Dieses wundersame Finanzgebaren beförderte maßgeblich den derzeitigen Börsenboom. Die von ihren toxischen Wertpapieren befreiten Banken gingen natürlich nicht dazu über, mitten in einer Rezession ihre Kreditvergabe zu intensivieren. Dies würde gegen die betriebswirtschaftliche Binnenlogik verstoßen, da sie damit nur weitgehend wertlose Hypothekenverbriefungen gegen potentiell faule Kredite eingetauscht hätten. Statt dessen heizt die Geldflut die derzeitige Blasenbildung auf den Aktienmärkten und sogenannte Carrytrades an, wie die Washington Post jüngst ausführte: „Wer nimmt jetzt noch Kredite auf?
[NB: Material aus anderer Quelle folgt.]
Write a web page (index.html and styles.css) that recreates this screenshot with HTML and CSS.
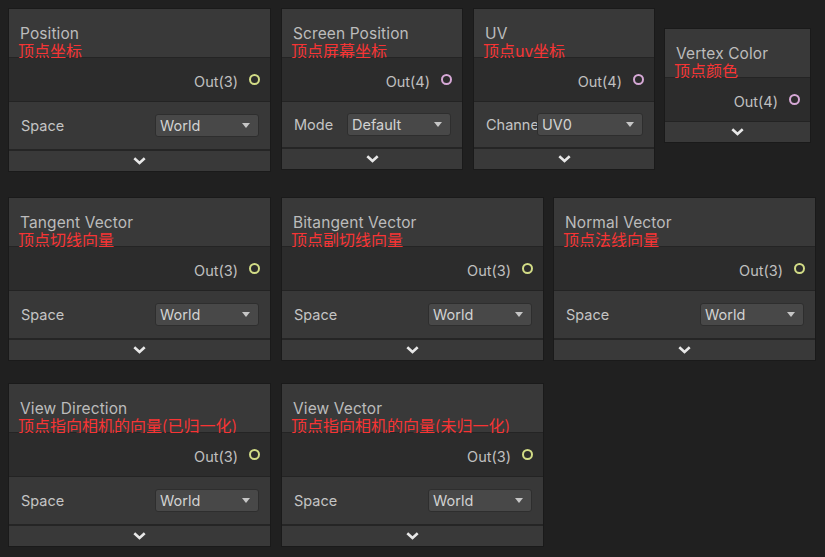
FILE: index.html
```html
<!DOCTYPE html>
<html>
<head>
<meta charset="utf-8">
<link rel="stylesheet" href="styles.css">
</head>
<body>
<div class="canvas">

  <div class="node n1">
    <div class="title"><div class="name">Position</div><div class="zh">顶点坐标</div></div>
    <div class="out"><span class="olabel">Out(3)</span><span class="port p3"></span></div>
    <div class="controls"><span class="clabel">Space</span><div class="dd"><span>World</span><svg class="arrow" width="8" height="5" viewBox="0 0 8 5"><polygon points="0,0 8,0 4,5"/></svg></div></div>
    <div class="expand"><svg width="13" height="8" viewBox="0 0 13 8"><polyline points="1.3,1.3 6.5,6 11.7,1.3"/></svg></div>
  </div>

  <div class="node n2">
    <div class="title"><div class="name">Screen Position</div><div class="zh">顶点屏幕坐标</div></div>
    <div class="out"><span class="olabel">Out(4)</span><span class="port p4"></span></div>
    <div class="controls short"><span class="clabel">Mode</span><div class="dd"><span>Default</span><svg class="arrow" width="8" height="5" viewBox="0 0 8 5"><polygon points="0,0 8,0 4,5"/></svg></div></div>
    <div class="expand"><svg width="13" height="8" viewBox="0 0 13 8"><polyline points="1.3,1.3 6.5,6 11.7,1.3"/></svg></div>
  </div>

  <div class="node n3">
    <div class="title"><div class="name">UV</div><div class="zh">顶点uv坐标</div></div>
    <div class="out"><span class="olabel">Out(4)</span><span class="port p4"></span></div>
    <div class="controls short"><span class="clabel">Channel</span><div class="dd wide"><span>UV0</span><svg class="arrow" width="8" height="5" viewBox="0 0 8 5"><polygon points="0,0 8,0 4,5"/></svg></div></div>
    <div class="expand"><svg width="13" height="8" viewBox="0 0 13 8"><polyline points="1.3,1.3 6.5,6 11.7,1.3"/></svg></div>
  </div>

  <div class="node n4">
    <div class="title"><div class="name">Vertex Color</div><div class="zh">顶点颜色</div></div>
    <div class="out"><span class="olabel">Out(4)</span><span class="port p4"></span></div>
    <div class="expand"><svg width="13" height="8" viewBox="0 0 13 8"><polyline points="1.3,1.3 6.5,6 11.7,1.3"/></svg></div>
  </div>

  <div class="node n5">
    <div class="title"><div class="name">Tangent Vector</div><div class="zh">顶点切线向量</div></div>
    <div class="out"><span class="olabel">Out(3)</span><span class="port p3"></span></div>
    <div class="controls"><span class="clabel">Space</span><div class="dd"><span>World</span><svg class="arrow" width="8" height="5" viewBox="0 0 8 5"><polygon points="0,0 8,0 4,5"/></svg></div></div>
    <div class="expand"><svg width="13" height="8" viewBox="0 0 13 8"><polyline points="1.3,1.3 6.5,6 11.7,1.3"/></svg></div>
  </div>

  <div class="node n6">
    <div class="title"><div class="name">Bitangent Vector</div><div class="zh">顶点副切线向量</div></div>
    <div class="out"><span class="olabel">Out(3)</span><span class="port p3"></span></div>
    <div class="controls"><span class="clabel">Space</span><div class="dd"><span>World</span><svg class="arrow" width="8" height="5" viewBox="0 0 8 5"><polygon points="0,0 8,0 4,5"/></svg></div></div>
    <div class="expand"><svg width="13" height="8" viewBox="0 0 13 8"><polyline points="1.3,1.3 6.5,6 11.7,1.3"/></svg></div>
  </div>

  <div class="node n7">
    <div class="title"><div class="name">Normal Vector</div><div class="zh">顶点法线向量</div></div>
    <div class="out"><span class="olabel">Out(3)</span><span class="port p3"></span></div>
    <div class="controls"><span class="clabel">Space</span><div class="dd"><span>World</span><svg class="arrow" width="8" height="5" viewBox="0 0 8 5"><polygon points="0,0 8,0 4,5"/></svg></div></div>
    <div class="expand"><svg width="13" height="8" viewBox="0 0 13 8"><polyline points="1.3,1.3 6.5,6 11.7,1.3"/></svg></div>
  </div>

  <div class="node n8">
    <div class="title"><div class="name">View Direction</div><div class="zh">顶点指向相机的向量(已归一化)</div></div>
    <div class="out"><span class="olabel">Out(3)</span><span class="port p3"></span></div>
    <div class="controls"><span class="clabel">Space</span><div class="dd"><span>World</span><svg class="arrow" width="8" height="5" viewBox="0 0 8 5"><polygon points="0,0 8,0 4,5"/></svg></div></div>
    <div class="expand"><svg width="13" height="8" viewBox="0 0 13 8"><polyline points="1.3,1.3 6.5,6 11.7,1.3"/></svg></div>
  </div>

  <div class="node n9">
    <div class="title"><div class="name">View Vector</div><div class="zh">顶点指向相机的向量(未归一化)</div></div>
    <div class="out"><span class="olabel">Out(3)</span><span class="port p3"></span></div>
    <div class="controls"><span class="clabel">Space</span><div class="dd"><span>World</span><svg class="arrow" width="8" height="5" viewBox="0 0 8 5"><polygon points="0,0 8,0 4,5"/></svg></div></div>
    <div class="expand"><svg width="13" height="8" viewBox="0 0 13 8"><polyline points="1.3,1.3 6.5,6 11.7,1.3"/></svg></div>
  </div>

</div>
</body>
</html>
```
FILE: styles.css
```css
html, body {
  margin: 0;
  padding: 0;
  background: #202020;
}
body {
  font-family: Inter, "Noto Sans", "Noto Sans CJK SC", sans-serif;
  color: #c2c2c2;
}
.canvas {
  position: relative;
  width: 825px;
  height: 557px;
  overflow: hidden;
}
.node {
  position: absolute;
  box-sizing: border-box;
  border: 1px solid #1a1a1a;
  background: #1a1a1a;
  display: flex;
  flex-direction: column;
}
.n1 { left: 8px; top: 8px; width: 263px; }
.n2 { left: 281px; top: 8px; width: 182px; }
.n3 { left: 473px; top: 8px; width: 182px; }
.n4 { left: 664px; top: 28px; width: 147px; }
.n5 { left: 8px; top: 197px; width: 263px; }
.n6 { left: 281px; top: 197px; width: 263px; }
.n7 { left: 553px; top: 197px; width: 263px; }
.n8 { left: 8px; top: 383px; width: 263px; }
.n9 { left: 281px; top: 383px; width: 263px; }

.title {
  box-sizing: border-box;
  height: 49px;
  background: #393939;
  border-bottom: 1px solid #242424;
  padding: 16px 0 0 11px;
  white-space: nowrap;
}
.name {
  font-size: 15.5px;
  line-height: 18px;
  color: #bcbcbc;
  letter-spacing: 0.1px;
}
.zh {
  font-family: "Noto Sans CJK SC", sans-serif;
  font-size: 16px;
  line-height: 16px;
  color: #f73434;
  margin-left: -2px;
  margin-top: -1px;
}
.out {
  box-sizing: border-box;
  height: 44px;
  background: #2c2c2c;
  border-bottom: 1px solid #232323;
  display: flex;
  align-items: center;
  justify-content: flex-end;
  padding: 4px 10px 0 0;
}
.olabel {
  font-size: 14.5px;
  color: #c0c0c0;
  margin-right: 11px;
}
.port {
  box-sizing: border-box;
  width: 11px;
  height: 11px;
  border-radius: 50%;
  border: 2px solid #d2dc86;
  margin-top: -4px;
}
.port.p4 { border-color: #d6a8d6; }
.controls {
  box-sizing: border-box;
  height: 49px;
  background: #383838;
  border-bottom: 2px solid #252525;
  display: flex;
  align-items: center;
  padding: 0 11px 0 12px;
}
.controls.short { height: 47px; }
.clabel {
  flex: 1;
  min-width: 0;
  overflow: hidden;
  white-space: nowrap;
  font-size: 14.5px;
  color: #c4c4c4;
}
.dd {
  flex: none;
  box-sizing: border-box;
  width: 104px;
  height: 23px;
  border: 1px solid #2e2e2e;
  border-radius: 3px;
  background: #484848;
  display: flex;
  align-items: center;
  justify-content: space-between;
  padding: 0 8px 0 4px;
  font-size: 14.5px;
  color: #d2d2d2;
}
.dd.wide { width: 106px; }
.arrow polygon { fill: #c6c6c6; }
.expand {
  height: 20px;
  background: #393939;
  display: flex;
  align-items: center;
  justify-content: center;
}
.expand svg polyline {
  fill: none;
  stroke: #e8e8e8;
  stroke-width: 2.6;
}
```
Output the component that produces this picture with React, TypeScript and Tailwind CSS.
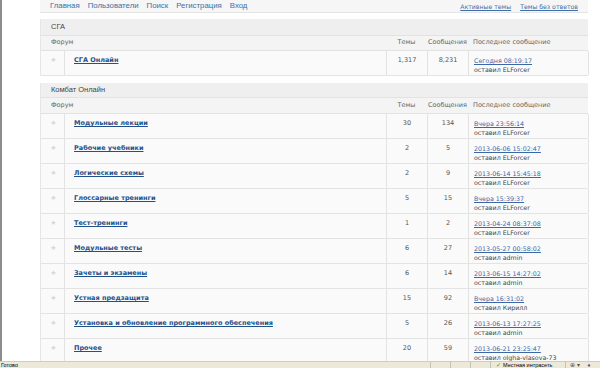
import React from "react";

type Row = { name: string; t: string; m: string; date: string; by: string };

const rows: Row[] = [
  { name: "Модульные лекции", t: "30", m: "134", date: "Вчера 23:56:14", by: "ELForcer" },
  { name: "Рабочие учебники", t: "2", m: "5", date: "2013-06-06 15:02:47", by: "ELForcer" },
  { name: "Логические схемы", t: "2", m: "9", date: "2013-06-14 15:45:18", by: "ELForcer" },
  { name: "Глоссарные тренинги", t: "5", m: "15", date: "Вчера 15:39:37", by: "ELForcer" },
  { name: "Тест-тренинги", t: "1", m: "2", date: "2013-04-24 08:37:08", by: "ELForcer" },
  { name: "Модульные тесты", t: "6", m: "27", date: "2013-05-27 00:58:02", by: "admin" },
  { name: "Зачеты и экзамены", t: "6", m: "14", date: "2013-06-15 14:27:02", by: "admin" },
  { name: "Устная предзащита", t: "15", m: "92", date: "Вчера 16:31:02", by: "Кирилл" },
  { name: "Установка и обновление программного обеспечения", t: "5", m: "26", date: "2013-06-13 17:27:25", by: "admin" },
  { name: "Прочее", t: "20", m: "59", date: "2013-06-21 23:25:47", by: "olgha-vlasova-73" },
];

const verdana = { fontFamily: '"DejaVu Sans", Verdana, sans-serif' };
const arial = { fontFamily: '"Liberation Sans", Arial, sans-serif' };

const cols = "grid grid-cols-[24px_321px_41px_41px_121px]";

function ColHeader({ h }: { h: string }) {
  return (
    <div className={`${cols} ${h} bg-[#f4f4f4] border-b border-[#e2e2e2] text-[6.5px] text-[#666] items-center`} style={verdana}>
      <div className="col-span-2 pl-[10px]">Форум</div>
      <div className="text-center">Темы</div>
      <div className="text-center whitespace-nowrap">Сообщения</div>
      <div className="pl-[5px] whitespace-nowrap">Последнее сообщение</div>
    </div>
  );
}

function ForumRow({ r }: { r: Row }) {
  return (
    <div className={`${cols} h-[25px] bg-[#fafafa] border-b border-[#e3e3e3]`} style={verdana}>
      <div className="border-r border-[#e3e3e3] flex justify-center pl-[2px] pt-[5px] text-[7px] text-[#d6d6d6] leading-[9px]">★</div>
      <div className="pl-[9px] pt-[5px] text-[6.5px] leading-[9px] font-bold text-[#24508a] underline whitespace-nowrap">{r.name}</div>
      <div className="border-l border-[#e3e3e3] text-center pt-[5px] text-[6.5px] leading-[9px] text-[#555]">{r.t}</div>
      <div className="border-l border-[#e3e3e3] text-center pt-[5px] text-[6.5px] leading-[9px] text-[#555]">{r.m}</div>
      <div className="border-l border-r border-[#e3e3e3] pl-[5px] pt-[5px] text-[6.3px] leading-[9px] whitespace-nowrap">
        <div className="text-[#3b67a8] underline">{r.date}</div>
        <div className="text-[#444]">оставил {r.by}</div>
      </div>
    </div>
  );
}

function SectionHeader({ title, h }: { title: string; h: string }) {
  return (
    <div className={`${h} bg-[#efefef] border-b border-[#e2e2e2] flex items-center pl-[10px] text-[7.5px] text-[#444]`} style={arial}>
      {title}
    </div>
  );
}

export default function App() {
  return (
    <div className="w-[600px] h-[368px] overflow-hidden bg-white flex flex-col relative">
      <div className="flex-1 border-l-2 border-[#8c8c8c] min-h-0 overflow-hidden">
        <div className="ml-[38px] w-[548px]">
          <div className="h-[13px] bg-[#f6f6f6] border-b border-[#e4e4e4] flex items-start justify-between pl-[10px] pr-[10px]">
            <div className="flex gap-[8px] text-[7.8px] leading-[11px] text-[#3d6fa6]" style={arial}>
              <span>Главная</span>
              <span>Пользователи</span>
              <span>Поиск</span>
              <span>Регистрация</span>
              <span>Вход</span>
            </div>
            <div className="flex gap-[9px] text-[6.2px] leading-[11px] pt-[1px] text-[#3d6fa6] underline" style={verdana}>
              <span>Активные темы</span>
              <span>Темы без ответов</span>
            </div>
          </div>

          <div className="mt-[6px] border-l border-[#e6e6e6]">
            <SectionHeader title="СГА" h="h-[17px]" />
            <ColHeader h="h-[15px]" />
            <ForumRow r={{ name: "СГА Онлайн", t: "1,317", m: "8,231", date: "Сегодня 08:19:17", by: "ELForcer" }} />
          </div>

          <div className="mt-[7px] border-l border-[#e6e6e6]">
            <SectionHeader title="Комбат Онлайн" h="h-[15px]" />
            <ColHeader h="h-[16px]" />
            {rows.map((r) => (
              <ForumRow key={r.name} r={r} />
            ))}
          </div>
        </div>
      </div>
      <div className="h-[7px] shrink-0 bg-[#ece9d8] border-t border-[#d0cdbf] flex items-start text-[5.5px] leading-[6px] text-black overflow-hidden" style={arial}>
        <div className="pl-[1px] w-[430px]">Готово</div>
        <div className="border-l border-[#c5c2b2] h-full w-[20px]" />
        <div className="border-l border-[#c5c2b2] h-full w-[20px]" />
        <div className="border-l border-[#c5c2b2] h-full w-[20px]" />
        <div className="border-l border-[#c5c2b2] h-full pl-[5px] w-[75px] flex gap-[2px] whitespace-nowrap">
          <span className="text-[#3a9a2a]">✓</span>
          <span>Местная интрасеть</span>
        </div>
        <div className="border-l border-[#c5c2b2] h-full pl-[4px] flex gap-[8px] whitespace-nowrap">
          <span className="text-[#555]">⊕ ▾</span>
          <span className="text-[#2a5aa0]">♦</span>
        </div>
      </div>
    </div>
  );
}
Es sind in der Masse weder Privathaushalte noch Unternehmen, die sich in der Krise nur ungern verschulden. Es sind eher Hedgefonds und andere Investoren, die das Geld benutzen, um Aktien, Unternehmensanleihen und andere Investitionsgüter aufzukaufen und so deren Preise in Höhen zu treiben, die durch die ökonomischen Fundamentaldaten nicht gerechtfertigt sind.“
Die Notenbank versorgte also durch ihre Gelddruckerei das Finanzkapital mit frischem Spielgeld für eine neue Spekulationsrunde im globalen Finanzmarktkasino. Vorgeblich zur Belebung der Kreditvergabe nach dem Patzen der Immobilienblase in den USA initiiert, scheint die Expansive Geldpolitik der Fed geradewegs die Bildung einer neuen Spekulationsblase zu befördern. Diese Geldpolitischen Manöver bezeichnete der amerikanischer Marxist Paulus Sweezy bereits in den 80er Jahren als ein ‚Löschen mit Benzin‘, das letztendlich die spekulative Dynamik nur noch weiter entfacht.